Il ne faut pas non plus oublier que l’aide humanitaire est extrêmement politisée. Parmi les cinq pays qui depuis des années ont reçu le plus d’aide, il y a la Palestine. Il est vrai qu’à Gaza, les gens vivent dans des conditions difficiles, mais la population est bien moins nombreuse que celle de la Somalie ou de la République démocratique du Congo. Et dans ces deux pays, les conditions sont bien pires. Malgré cela, la Palestine figure toujours parmi les premiers pays, et c’est un choix purement politique. Comme ce fut le cas pour l’Irak ou le Pakistan. Il y a des catastrophes qui sont politiquement intéressantes et pour lesquelles il est plus facile de récolter des fonds. Il y a aussi des catastrophes dans lesquelles les Suisses sont impliqués, et il est plus facile de faire appel à leur solidarité.

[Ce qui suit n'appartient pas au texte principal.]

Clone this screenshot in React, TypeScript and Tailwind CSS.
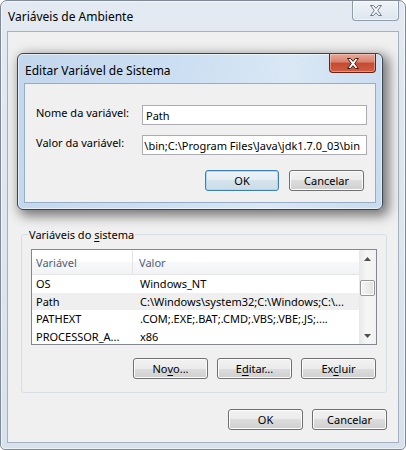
import React from "react";

const btn =
  "h-[21px] w-[75px] rounded-[3px] border border-[#707070] bg-[linear-gradient(#f2f2f2_0%,#ebebeb_50%,#dddddd_50%,#cfcfcf_100%)] shadow-[inset_0_0_0_1px_#fcfcfc] flex items-center justify-center text-black";

function CloseX({ fill, stroke }: { fill: string; stroke: string }) {
  return (
    <svg width="14" height="11" viewBox="0 0 14 11">
      <polygon
        points="1.5,0.5 4.6,0.5 7,3.3 9.4,0.5 12.5,0.5 8.7,5.5 12.5,10.5 9.4,10.5 7,7.7 4.6,10.5 1.5,10.5 5.3,5.5"
        fill={fill}
        stroke={stroke}
        strokeWidth="1"
        strokeLinejoin="round"
      />
    </svg>
  );
}

function Arrow({ up }: { up?: boolean }) {
  return (
    <svg width="7" height="4" viewBox="0 0 7 4">
      <polygon points={up ? "0,4 7,4 3.5,0" : "0,0 7,0 3.5,4"} fill="#4f4f4f" />
    </svg>
  );
}

const rows: { name: string; value: string; sel?: boolean }[] = [
  { name: "OS", value: "Windows_NT" },
  { name: "Path", value: "C:\\Windows\\system32;C:\\Windows;C:\\...", sel: true },
  { name: "PATHEXT", value: ".COM;.EXE;.BAT;.CMD;.VBS;.VBE;.JS;...." },
  { name: "PROCESSOR_A...", value: "x86" },
];

export default function App() {
  return (
    <div className="relative w-[406px] h-[450px] overflow-hidden bg-white font-['Noto_Sans',sans-serif] text-[11px] leading-[15px] text-black">
      {/* Outer window */}
      <div className="w-full h-full rounded-t-[7px] rounded-b-[5px] border border-[#7f8a96] bg-[linear-gradient(to_bottom,#e3eaf2,#d8e2ed)] shadow-[inset_0_0_0_1px_rgba(255,255,255,0.55)] flex flex-col px-[6px] pb-[6px]">
        <div className="h-[30px] flex items-start justify-between">
          <div className="pl-[1px] pt-[8px] text-[12px]">Variáveis de Ambiente</div>
          <div className="w-[47px] h-[20px] rounded-b-[4px] border border-t-0 border-[#8d9bac] bg-[linear-gradient(#f0f4f8,#dde5ee)] shadow-[inset_0_0_0_1px_rgba(255,255,255,0.6)] flex items-center justify-center">
            <CloseX fill="#f4f6f9" stroke="#6d7a8a" />
          </div>
        </div>
        <div className="flex-1 border border-[#a3b1c2] bg-[#f0f0f0] flex flex-col">
          <fieldset className="mt-[195px] ml-[13px] mr-[11px] border border-[#d5dfe5] rounded-[3px] px-[9px] pt-[7px] pb-[13px]">
            <legend className="-ml-[3px] px-[1px]">
              Variáveis do <span className="underline underline-offset-[2px]">s</span>istema
            </legend>
            <div className="h-[96px] border border-[#828790] bg-white flex">
              <div className="flex-1 flex flex-col overflow-hidden">
                <div className="h-[25px] shrink-0 flex bg-[linear-gradient(#ffffff_0%,#ffffff_50%,#f7f8f9_50%,#f2f3f5_100%)] border-b border-[#e5e5e5] text-[#4c607a]">
                  <div className="w-[101px] pl-[4px] flex items-center border-r border-[#e5e5e5]">Variável</div>
                  <div className="pl-[6px] flex items-center">Valor</div>
                </div>
                {rows.map((r) => (
                  <div
                    key={r.name}
                    className={
                      "h-[17.5px] shrink-0 flex items-center whitespace-nowrap " +
                      (r.sel ? "bg-[#efefef]" : "")
                    }
                  >
                    <div className="w-[101px] shrink-0 pl-[4px]">{r.name}</div>
                    <div className="pl-[7px]">{r.value}</div>
                  </div>
                ))}
              </div>
              <div className="w-[17px] flex flex-col bg-[linear-gradient(to_right,#e8e8e8,#f6f6f6_45%,#f1f1f1)]">
                <div className="h-[17px] flex items-center justify-center">
                  <Arrow up />
                </div>
                <div className="mt-[13px] mx-[1px] h-[16px] rounded-[2px] border border-[#969696] bg-[linear-gradient(to_right,#f6f6f6,#e2e2e2)] shadow-[inset_0_0_0_1px_#ffffff]" />
                <div className="flex-1" />
                <div className="h-[17px] flex items-center justify-center">
                  <Arrow />
                </div>
              </div>
            </div>
            <div className="mt-[13px] pr-[1px] flex justify-end gap-[9px]">
              <button type="button" className={btn}>
                No<span className="underline underline-offset-[2px]">v</span>o...
              </button>
              <button type="button" className={btn}>
                E<span className="underline underline-offset-[2px]">d</span>itar...
              </button>
              <button type="button" className={btn}>
                Ex<span className="underline underline-offset-[2px]">c</span>luir
              </button>
            </div>
          </fieldset>
          <div className="mt-[16px] mr-[11px] flex justify-end gap-[9px]">
            <button type="button" className={btn}>OK</button>
            <button type="button" className={btn}>Cancelar</button>
          </div>
        </div>
      </div>

      {/* Inner dialog (overlapping) */}
      <div className="absolute left-[17px] top-[53px] w-[366px] h-[157px] rounded-[6px] border border-[#3b4450] bg-[linear-gradient(100deg,#c3d7ed_0%,#cddff2_45%,#dae8f5_70%,#c8dbef_100%)] shadow-[inset_0_0_0_1px_rgba(255,255,255,0.55),4px_4px_12px_2px_rgba(0,0,0,0.5)] flex flex-col px-[6px] pb-[6px]">
        <div className="h-[29px] shrink-0 flex items-start justify-between">
          <div className="pl-[1px] pt-[9px] text-[12px]">Editar Variável de Sistema</div>
          <div className="w-[47px] h-[19px] rounded-b-[4px] border border-t-0 border-[#6b1e12] bg-[linear-gradient(#eaa99a_0%,#d9806c_45%,#c54a32_50%,#cf5d42_100%)] shadow-[inset_0_0_0_1px_rgba(255,220,210,0.45)] flex items-center justify-center">
            <CloseX fill="#ffffff" stroke="#4a1a10" />
          </div>
        </div>
        <div className="flex-1 border border-[#97adc5] bg-[#f0f0f0] pt-[21px] pl-[11px] flex flex-col">
          <div className="flex items-start h-[20px]">
            <div className="w-[106px]">Nome da variável:</div>
            <div className="w-[225px] h-[20px] border border-[#abadb3] bg-white pl-[3px] flex items-center">Path</div>
          </div>
          <div className="mt-[10px] flex items-start h-[20px]">
            <div className="w-[106px]">Valor da variável:</div>
            <div className="w-[225px] h-[20px] border border-[#abadb3] bg-white pr-[6px] flex items-center justify-end overflow-hidden whitespace-nowrap">
              <span>{"\\bin;C:\\Program Files\\Java\\jdk1.7.0_03\\bin"}</span>
            </div>
          </div>
          <div className="mt-[15px] pr-[11px] flex justify-end gap-[10px]">
            <button
              type="button"
              className="h-[21px] w-[74px] rounded-[3px] border border-[#3c7fb1] bg-[linear-gradient(#eef4f8_0%,#e4edf3_50%,#d5e3ed_50%,#cbdce8_100%)] shadow-[inset_0_0_0_1px_#a9dbf6] flex items-center justify-center text-black"
            >
              OK
            </button>
            <button type="button" className={btn}>Cancelar</button>
          </div>
        </div>
      </div>
    </div>
  );
}
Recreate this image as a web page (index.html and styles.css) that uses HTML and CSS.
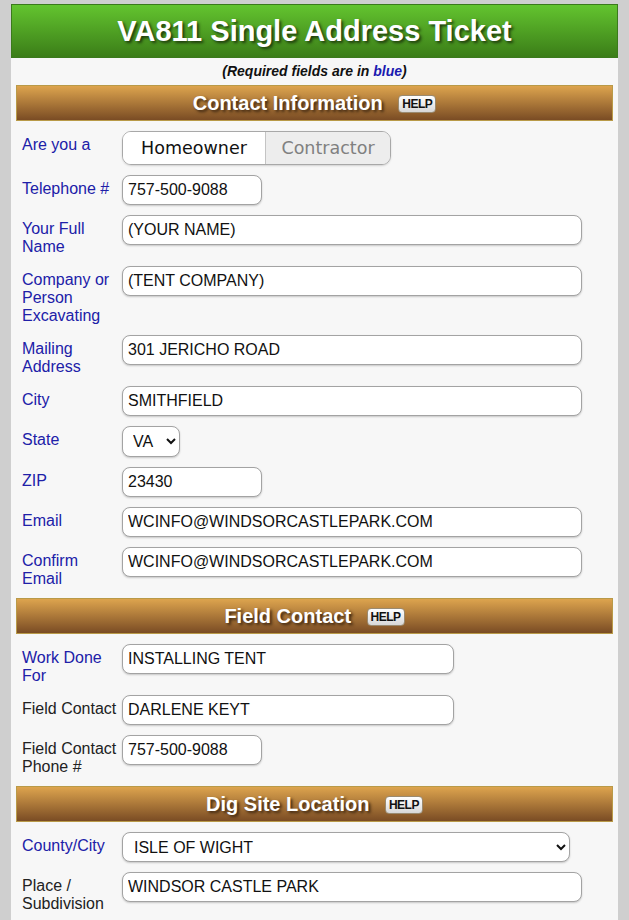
FILE: index.html
```html
<!DOCTYPE html>
<html lang="en">
<head>
    <meta charset="UTF-8">
    <meta name="viewport" content="width=device-width, initial-scale=1.0">
    <title>VA811 Single Address Ticket</title>
    <link rel="stylesheet" href="styles.css">
</head>
<body>
    <div class="page">
        <h1 class="banner">VA811 Single Address Ticket</h1>
        <p class="note">(Required fields are in <span>blue</span>)</p>
        <form name="ticketForm">
            <div class="section-head">Contact Information <span class="help">HELP</span></div>
            <div class="row">
                <label class="req">Are you a</label>
                <div class="toggle">
                    <span class="opt on">Homeowner</span>
                    <span class="opt">Contractor</span>
                </div>
            </div>
            <div class="row">
                <label class="req">Telephone #</label>
                <input type="text" class="short" value="757-500-9088">
            </div>
            <div class="row">
                <label class="req">Your Full Name</label>
                <input type="text" class="full" value="(YOUR NAME)">
            </div>
            <div class="row">
                <label class="req">Company or Person Excavating</label>
                <input type="text" class="full" value="(TENT COMPANY)">
            </div>
            <div class="row">
                <label class="req">Mailing Address</label>
                <input type="text" class="full" value="301 JERICHO ROAD">
            </div>
            <div class="row">
                <label class="req">City</label>
                <input type="text" class="full" value="SMITHFIELD">
            </div>
            <div class="row">
                <label class="req">State</label>
                <select class="state"><option>VA</option></select>
            </div>
            <div class="row">
                <label class="req">ZIP</label>
                <input type="text" class="short" value="23430">
            </div>
            <div class="row">
                <label class="req">Email</label>
                <input type="text" class="full" value="WCINFO@WINDSORCASTLEPARK.COM">
            </div>
            <div class="row">
                <label class="req">Confirm Email</label>
                <input type="text" class="full" value="WCINFO@WINDSORCASTLEPARK.COM">
            </div>

            <div class="section-head">Field Contact <span class="help">HELP</span></div>
            <div class="row">
                <label class="req">Work Done For</label>
                <input type="text" class="mid" value="INSTALLING TENT">
            </div>
            <div class="row">
                <label>Field Contact</label>
                <input type="text" class="mid" value="DARLENE KEYT">
            </div>
            <div class="row">
                <label>Field Contact Phone #</label>
                <input type="text" class="short" value="757-500-9088">
            </div>

            <div class="section-head">Dig Site Location <span class="help">HELP</span></div>
            <div class="row">
                <label class="req">County/City</label>
                <select class="county"><option>ISLE OF WIGHT</option></select>
            </div>
            <div class="row">
                <label>Place / Subdivision</label>
                <input type="text" class="full" value="WINDSOR CASTLE PARK">
            </div>
        </form>
    </div>
</body>
</html>
```

FILE: styles.css
```css
body { margin: 0; background: #cfcfcf; font-family: "Liberation Sans", Arial, sans-serif; font-size: 16px; color: #222; }
.page { width: 607px; margin: 4px auto 0; background: #f7f7f7; padding-bottom: 20px; }
.banner { margin: 0; height: 54px; box-sizing: border-box; border: 1px solid #3b7a1c; background: linear-gradient(#63c42f, #3b7d18); color: #fff; font-size: 29px; font-weight: bold; text-align: center; line-height: 52px; text-shadow: 2px 2px 3px #1d3a0c; }
.note { margin: 0; height: 27px; line-height: 27px; text-align: center; font-size: 14px; font-weight: bold; font-style: italic; color: #111; }
.note span { color: #1a1ab0; }
form { padding: 0 5px; }
.section-head { height: 36px; box-sizing: border-box; border: 1px solid #b99a48; background: linear-gradient(#dda44e, #7a4c24); color: #fff; font-size: 20px; font-weight: bold; text-align: center; line-height: 34px; text-shadow: 2px 2px 3px #3a2410; margin-bottom: 10px; }
.help { display: inline-block; vertical-align: 2px; margin-left: 10px; height: 18px; line-height: 17px; padding: 0 3px; border-radius: 4px; background: linear-gradient(#fff, #d8d8d8); color: #111; font-size: 12px; letter-spacing: -0.5px; text-shadow: none; border: 1px solid #9a8a70; box-sizing: border-box; }
.row { display: flex; align-items: flex-start; margin-bottom: 10px; }
.row label { width: 100px; flex: none; padding: 5px 0 0 6px; line-height: 18px; color: #222; }
.row label.req { color: #2020a8; }
input, select { height: 30px; box-sizing: border-box; border: 1px solid #a3a3a3; border-radius: 8px; background: #fff; font-family: "Liberation Sans", Arial, sans-serif; font-size: 16px; color: #111; padding: 0 5px; box-shadow: 0 1px 2px rgba(0,0,0,0.2); margin: 0; }
input.short { width: 140px; }
input.mid { width: 332px; }
input.full { width: 460px; }
select.state { width: 58px; height: 31px; padding-left: 6px; }
select.county { width: 448px; padding-left: 7px; }
.toggle { display: flex; height: 34px; box-sizing: border-box; border: 1px solid #a8a8a8; border-radius: 9px; overflow: hidden; box-shadow: 0 1px 2px rgba(0,0,0,0.15); font-family: "DejaVu Sans", Verdana, sans-serif; font-size: 17.5px; }
.opt { display: flex; align-items: center; justify-content: center; background: #ededed; color: #808080; width: 124px; }
.opt.on { background: #fff; color: #111; width: 142px; border-right: 1px solid #c4c4c4; }
```
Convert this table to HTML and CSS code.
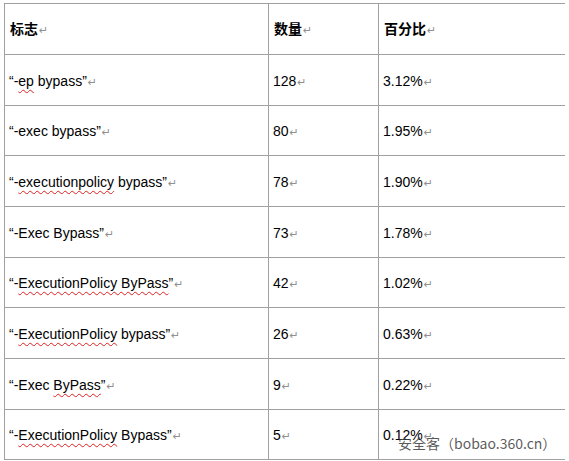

swissinfo: Quels leçons peut-on tirer quant à la réponse à apporter quand les catastrophes naturelles frappent les pays pauvres?

A.F.: La première leçon, c’est que l’aide humanitaire n’est pas une réponse à la pauvreté. L’aide humanitaire ne peut pas apporter un développement économique et social général à un pays, elle ne peut pas changer le système politique. S’il y a un conflit ou un gouvernement répressif avant le tsunami, ils continueront d’exister après.

La seconde leçon, c’est la modestie. Si on peut faire quelque chose dans un pays pauvre, faisons-le bien, mais n’en attendons pas trop. La modestie, c’est aussi se rendre compte que quelque chose serait nécessaire, mais qu’on n’a simplement pas les moyens de le faire. C’est une décision difficile: on voit tellement de pauvreté, tellement de difficultés. Mais est-ce qu’on peut les résoudre? Pas toujours. Travailler dans un pays pauvre, dans un contexte de guerre civile est extrêmement difficile, les restrictions sont énormes, les options très peu nombreuses et les attentes gigantesques.